◆ EXERCISE AIM ◆
Scan the records and identify every line in which the string "this" occurs, then return those lines.

◆ SUPPLIED INFORMATION ◆
◇ ◇ ◇ ◇
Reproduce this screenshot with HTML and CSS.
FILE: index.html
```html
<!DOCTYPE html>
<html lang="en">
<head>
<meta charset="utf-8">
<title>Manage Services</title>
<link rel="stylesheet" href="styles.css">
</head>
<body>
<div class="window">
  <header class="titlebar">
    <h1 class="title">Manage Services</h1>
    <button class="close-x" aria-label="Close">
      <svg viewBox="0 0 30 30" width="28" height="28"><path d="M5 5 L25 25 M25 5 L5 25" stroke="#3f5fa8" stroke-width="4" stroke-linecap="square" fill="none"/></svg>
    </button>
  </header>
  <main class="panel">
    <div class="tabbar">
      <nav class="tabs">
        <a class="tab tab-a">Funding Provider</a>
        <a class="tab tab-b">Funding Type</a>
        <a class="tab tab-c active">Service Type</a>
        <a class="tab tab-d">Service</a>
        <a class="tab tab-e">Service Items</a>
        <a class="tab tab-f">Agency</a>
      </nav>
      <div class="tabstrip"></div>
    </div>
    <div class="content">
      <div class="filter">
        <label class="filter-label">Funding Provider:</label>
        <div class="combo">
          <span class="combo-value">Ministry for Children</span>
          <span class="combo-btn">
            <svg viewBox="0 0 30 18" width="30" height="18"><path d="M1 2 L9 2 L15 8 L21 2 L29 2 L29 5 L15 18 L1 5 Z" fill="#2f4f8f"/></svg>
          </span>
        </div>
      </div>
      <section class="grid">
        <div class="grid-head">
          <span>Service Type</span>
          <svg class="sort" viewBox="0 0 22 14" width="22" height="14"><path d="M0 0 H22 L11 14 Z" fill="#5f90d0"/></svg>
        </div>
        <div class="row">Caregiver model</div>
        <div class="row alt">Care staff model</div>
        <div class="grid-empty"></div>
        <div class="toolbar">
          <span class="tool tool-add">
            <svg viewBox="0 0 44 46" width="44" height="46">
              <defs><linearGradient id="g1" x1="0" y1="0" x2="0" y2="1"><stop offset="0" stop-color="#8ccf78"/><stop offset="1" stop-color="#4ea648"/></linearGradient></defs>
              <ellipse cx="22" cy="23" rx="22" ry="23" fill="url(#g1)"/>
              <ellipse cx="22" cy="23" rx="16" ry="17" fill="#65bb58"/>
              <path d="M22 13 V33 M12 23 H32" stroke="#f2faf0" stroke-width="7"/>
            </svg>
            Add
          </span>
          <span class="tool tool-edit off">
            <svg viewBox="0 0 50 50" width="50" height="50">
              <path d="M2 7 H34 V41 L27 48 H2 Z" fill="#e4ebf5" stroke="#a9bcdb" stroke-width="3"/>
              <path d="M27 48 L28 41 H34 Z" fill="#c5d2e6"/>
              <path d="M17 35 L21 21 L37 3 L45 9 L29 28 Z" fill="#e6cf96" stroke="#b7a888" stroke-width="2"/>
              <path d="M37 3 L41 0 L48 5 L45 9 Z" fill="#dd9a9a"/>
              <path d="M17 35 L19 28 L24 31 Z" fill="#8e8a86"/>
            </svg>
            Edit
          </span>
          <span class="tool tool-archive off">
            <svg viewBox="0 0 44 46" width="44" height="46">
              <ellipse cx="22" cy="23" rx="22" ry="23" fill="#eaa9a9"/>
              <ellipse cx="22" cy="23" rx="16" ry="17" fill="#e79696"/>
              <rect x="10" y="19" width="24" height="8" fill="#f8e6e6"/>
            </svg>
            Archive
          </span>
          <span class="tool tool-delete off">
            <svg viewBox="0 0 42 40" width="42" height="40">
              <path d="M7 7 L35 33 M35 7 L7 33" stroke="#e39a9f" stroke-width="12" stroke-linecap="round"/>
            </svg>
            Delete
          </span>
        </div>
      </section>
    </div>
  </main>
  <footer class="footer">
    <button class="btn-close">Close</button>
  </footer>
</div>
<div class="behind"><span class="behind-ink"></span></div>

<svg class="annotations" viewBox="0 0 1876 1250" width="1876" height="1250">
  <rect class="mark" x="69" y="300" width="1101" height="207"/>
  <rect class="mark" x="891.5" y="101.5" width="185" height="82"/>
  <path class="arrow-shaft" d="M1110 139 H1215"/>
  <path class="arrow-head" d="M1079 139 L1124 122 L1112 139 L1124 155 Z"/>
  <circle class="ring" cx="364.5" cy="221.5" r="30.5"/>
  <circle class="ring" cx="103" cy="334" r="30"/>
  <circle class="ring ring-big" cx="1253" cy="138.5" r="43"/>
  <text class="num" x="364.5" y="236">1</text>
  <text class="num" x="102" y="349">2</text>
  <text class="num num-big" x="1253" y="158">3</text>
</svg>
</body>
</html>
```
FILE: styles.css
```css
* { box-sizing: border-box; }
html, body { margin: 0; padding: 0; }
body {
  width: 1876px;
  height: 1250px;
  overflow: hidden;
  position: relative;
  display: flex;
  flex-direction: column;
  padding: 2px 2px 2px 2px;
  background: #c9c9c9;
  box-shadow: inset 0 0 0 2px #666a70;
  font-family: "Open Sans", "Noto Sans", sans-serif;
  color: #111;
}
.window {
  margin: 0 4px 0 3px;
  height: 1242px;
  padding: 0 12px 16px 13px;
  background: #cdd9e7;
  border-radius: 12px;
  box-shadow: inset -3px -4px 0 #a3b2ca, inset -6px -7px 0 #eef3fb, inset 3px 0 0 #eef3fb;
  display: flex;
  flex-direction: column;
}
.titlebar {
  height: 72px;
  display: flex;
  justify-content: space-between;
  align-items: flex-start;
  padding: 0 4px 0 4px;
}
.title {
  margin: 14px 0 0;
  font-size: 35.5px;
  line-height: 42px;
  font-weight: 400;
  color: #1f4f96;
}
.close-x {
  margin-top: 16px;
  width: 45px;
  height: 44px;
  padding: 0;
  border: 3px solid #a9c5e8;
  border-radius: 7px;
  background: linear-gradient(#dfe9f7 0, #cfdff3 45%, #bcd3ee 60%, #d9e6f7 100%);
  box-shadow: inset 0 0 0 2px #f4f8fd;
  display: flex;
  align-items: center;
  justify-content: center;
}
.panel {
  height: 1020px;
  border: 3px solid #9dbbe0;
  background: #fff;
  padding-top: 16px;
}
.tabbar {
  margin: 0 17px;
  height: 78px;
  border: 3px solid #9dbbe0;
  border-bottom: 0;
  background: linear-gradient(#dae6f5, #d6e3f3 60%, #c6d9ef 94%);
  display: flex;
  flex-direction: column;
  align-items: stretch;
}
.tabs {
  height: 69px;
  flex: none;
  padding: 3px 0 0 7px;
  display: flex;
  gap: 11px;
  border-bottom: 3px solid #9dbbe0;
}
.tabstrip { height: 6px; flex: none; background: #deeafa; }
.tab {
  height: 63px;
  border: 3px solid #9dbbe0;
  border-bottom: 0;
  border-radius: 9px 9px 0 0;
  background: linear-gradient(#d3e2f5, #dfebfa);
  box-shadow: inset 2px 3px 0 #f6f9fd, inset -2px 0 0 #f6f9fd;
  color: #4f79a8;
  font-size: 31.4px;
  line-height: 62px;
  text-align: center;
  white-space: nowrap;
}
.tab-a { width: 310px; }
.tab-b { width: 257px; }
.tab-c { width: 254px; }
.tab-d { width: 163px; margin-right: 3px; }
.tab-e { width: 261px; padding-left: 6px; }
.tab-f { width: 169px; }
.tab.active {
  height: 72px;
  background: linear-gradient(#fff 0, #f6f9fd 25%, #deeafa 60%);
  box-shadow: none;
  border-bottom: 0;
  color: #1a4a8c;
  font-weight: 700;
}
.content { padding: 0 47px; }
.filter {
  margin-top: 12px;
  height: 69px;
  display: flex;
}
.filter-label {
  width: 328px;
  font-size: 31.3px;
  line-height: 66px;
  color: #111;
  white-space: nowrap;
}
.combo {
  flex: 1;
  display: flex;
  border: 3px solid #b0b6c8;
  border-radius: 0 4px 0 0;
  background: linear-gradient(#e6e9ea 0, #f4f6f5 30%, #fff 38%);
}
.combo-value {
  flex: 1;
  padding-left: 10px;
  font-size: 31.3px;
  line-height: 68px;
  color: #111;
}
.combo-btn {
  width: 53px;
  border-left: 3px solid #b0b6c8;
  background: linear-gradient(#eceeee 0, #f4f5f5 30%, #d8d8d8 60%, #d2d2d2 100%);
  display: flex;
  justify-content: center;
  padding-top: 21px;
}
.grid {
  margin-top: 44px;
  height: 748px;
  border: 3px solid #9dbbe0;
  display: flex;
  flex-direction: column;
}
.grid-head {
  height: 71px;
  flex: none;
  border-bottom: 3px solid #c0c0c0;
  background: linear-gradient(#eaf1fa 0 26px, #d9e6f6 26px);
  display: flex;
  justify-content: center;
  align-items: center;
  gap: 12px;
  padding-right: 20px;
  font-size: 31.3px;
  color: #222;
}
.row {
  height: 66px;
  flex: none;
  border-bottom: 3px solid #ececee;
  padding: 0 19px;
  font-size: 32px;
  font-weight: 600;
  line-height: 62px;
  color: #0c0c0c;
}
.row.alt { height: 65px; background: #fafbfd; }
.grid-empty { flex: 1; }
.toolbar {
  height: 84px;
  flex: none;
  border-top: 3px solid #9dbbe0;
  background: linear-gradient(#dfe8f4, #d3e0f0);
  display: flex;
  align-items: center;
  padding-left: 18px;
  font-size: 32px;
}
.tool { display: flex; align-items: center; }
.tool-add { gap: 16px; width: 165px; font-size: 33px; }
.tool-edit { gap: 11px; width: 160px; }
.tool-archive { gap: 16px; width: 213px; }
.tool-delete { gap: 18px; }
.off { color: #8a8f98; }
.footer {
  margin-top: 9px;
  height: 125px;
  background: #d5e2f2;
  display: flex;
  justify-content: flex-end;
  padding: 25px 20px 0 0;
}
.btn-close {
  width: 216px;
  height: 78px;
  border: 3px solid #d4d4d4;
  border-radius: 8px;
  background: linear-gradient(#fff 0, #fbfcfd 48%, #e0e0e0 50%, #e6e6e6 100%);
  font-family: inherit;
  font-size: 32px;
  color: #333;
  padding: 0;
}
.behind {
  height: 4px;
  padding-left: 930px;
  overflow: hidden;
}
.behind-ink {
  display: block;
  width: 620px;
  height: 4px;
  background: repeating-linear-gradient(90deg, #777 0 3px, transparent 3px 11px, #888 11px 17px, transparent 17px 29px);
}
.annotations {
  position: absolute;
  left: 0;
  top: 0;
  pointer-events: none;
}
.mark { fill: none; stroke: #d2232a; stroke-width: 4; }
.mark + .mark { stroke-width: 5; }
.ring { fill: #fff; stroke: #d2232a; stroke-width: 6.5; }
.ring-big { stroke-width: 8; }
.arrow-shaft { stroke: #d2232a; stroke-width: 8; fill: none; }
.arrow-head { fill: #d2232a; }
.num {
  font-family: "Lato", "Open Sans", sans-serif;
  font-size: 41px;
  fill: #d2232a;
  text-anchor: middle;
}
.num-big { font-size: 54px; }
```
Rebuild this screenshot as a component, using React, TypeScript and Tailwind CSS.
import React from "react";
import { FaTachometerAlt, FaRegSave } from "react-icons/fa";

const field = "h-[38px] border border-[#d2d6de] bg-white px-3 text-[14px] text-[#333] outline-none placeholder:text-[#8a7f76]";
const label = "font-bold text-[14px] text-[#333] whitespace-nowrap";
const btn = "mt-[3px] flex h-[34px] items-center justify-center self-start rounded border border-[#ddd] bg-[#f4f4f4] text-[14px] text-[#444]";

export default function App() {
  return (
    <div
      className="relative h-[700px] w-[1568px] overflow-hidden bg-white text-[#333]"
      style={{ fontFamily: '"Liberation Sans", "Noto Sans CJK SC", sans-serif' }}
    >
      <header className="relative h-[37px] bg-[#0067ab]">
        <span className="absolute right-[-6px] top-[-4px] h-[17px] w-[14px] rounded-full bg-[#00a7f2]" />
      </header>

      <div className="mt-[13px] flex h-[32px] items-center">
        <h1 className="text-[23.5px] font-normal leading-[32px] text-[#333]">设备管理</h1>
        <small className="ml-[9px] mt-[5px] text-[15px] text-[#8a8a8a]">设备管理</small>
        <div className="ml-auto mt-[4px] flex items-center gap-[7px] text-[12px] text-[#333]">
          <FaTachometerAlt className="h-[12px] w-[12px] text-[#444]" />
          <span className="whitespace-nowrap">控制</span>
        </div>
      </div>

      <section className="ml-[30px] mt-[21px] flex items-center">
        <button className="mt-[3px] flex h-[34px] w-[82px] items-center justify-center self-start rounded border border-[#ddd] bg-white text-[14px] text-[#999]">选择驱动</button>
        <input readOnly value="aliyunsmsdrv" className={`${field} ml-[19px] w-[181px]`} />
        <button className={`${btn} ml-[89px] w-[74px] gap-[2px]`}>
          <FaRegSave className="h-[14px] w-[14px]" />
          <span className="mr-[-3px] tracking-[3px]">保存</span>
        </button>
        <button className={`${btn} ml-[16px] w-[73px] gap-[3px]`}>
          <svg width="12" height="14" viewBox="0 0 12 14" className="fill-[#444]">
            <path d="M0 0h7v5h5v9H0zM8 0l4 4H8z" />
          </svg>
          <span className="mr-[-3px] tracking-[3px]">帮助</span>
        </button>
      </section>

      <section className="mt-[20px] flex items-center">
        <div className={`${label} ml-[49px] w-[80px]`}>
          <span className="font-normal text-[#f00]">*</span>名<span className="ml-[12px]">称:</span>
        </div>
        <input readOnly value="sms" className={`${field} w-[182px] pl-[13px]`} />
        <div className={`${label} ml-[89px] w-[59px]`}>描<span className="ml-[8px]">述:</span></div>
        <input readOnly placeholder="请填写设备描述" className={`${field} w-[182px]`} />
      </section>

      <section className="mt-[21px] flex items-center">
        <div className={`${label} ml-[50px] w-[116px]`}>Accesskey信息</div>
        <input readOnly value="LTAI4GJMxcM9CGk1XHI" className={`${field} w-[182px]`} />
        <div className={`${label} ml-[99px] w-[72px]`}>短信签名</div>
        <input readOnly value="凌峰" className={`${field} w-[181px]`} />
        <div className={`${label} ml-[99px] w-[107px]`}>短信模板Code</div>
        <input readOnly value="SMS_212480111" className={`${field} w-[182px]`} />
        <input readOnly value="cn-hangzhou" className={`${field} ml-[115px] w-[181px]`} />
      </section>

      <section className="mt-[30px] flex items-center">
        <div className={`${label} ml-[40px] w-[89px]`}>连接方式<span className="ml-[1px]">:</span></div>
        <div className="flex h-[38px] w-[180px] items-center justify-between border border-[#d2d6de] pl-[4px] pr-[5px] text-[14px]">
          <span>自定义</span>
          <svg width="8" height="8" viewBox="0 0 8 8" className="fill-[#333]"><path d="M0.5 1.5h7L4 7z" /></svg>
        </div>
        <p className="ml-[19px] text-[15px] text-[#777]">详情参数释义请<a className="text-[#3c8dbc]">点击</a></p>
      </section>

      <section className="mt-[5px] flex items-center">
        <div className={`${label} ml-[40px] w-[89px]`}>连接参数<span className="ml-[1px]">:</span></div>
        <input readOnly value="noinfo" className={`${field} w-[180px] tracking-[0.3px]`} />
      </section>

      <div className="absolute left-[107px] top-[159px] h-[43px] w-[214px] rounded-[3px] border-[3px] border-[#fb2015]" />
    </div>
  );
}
◇ ◇ ◇ ◇
◆ FINISHED EXERCISE ◆
Reproduce this screenshot with HTML and CSS.
Rebuild this screenshot as a component, using React, TypeScript and Tailwind CSS.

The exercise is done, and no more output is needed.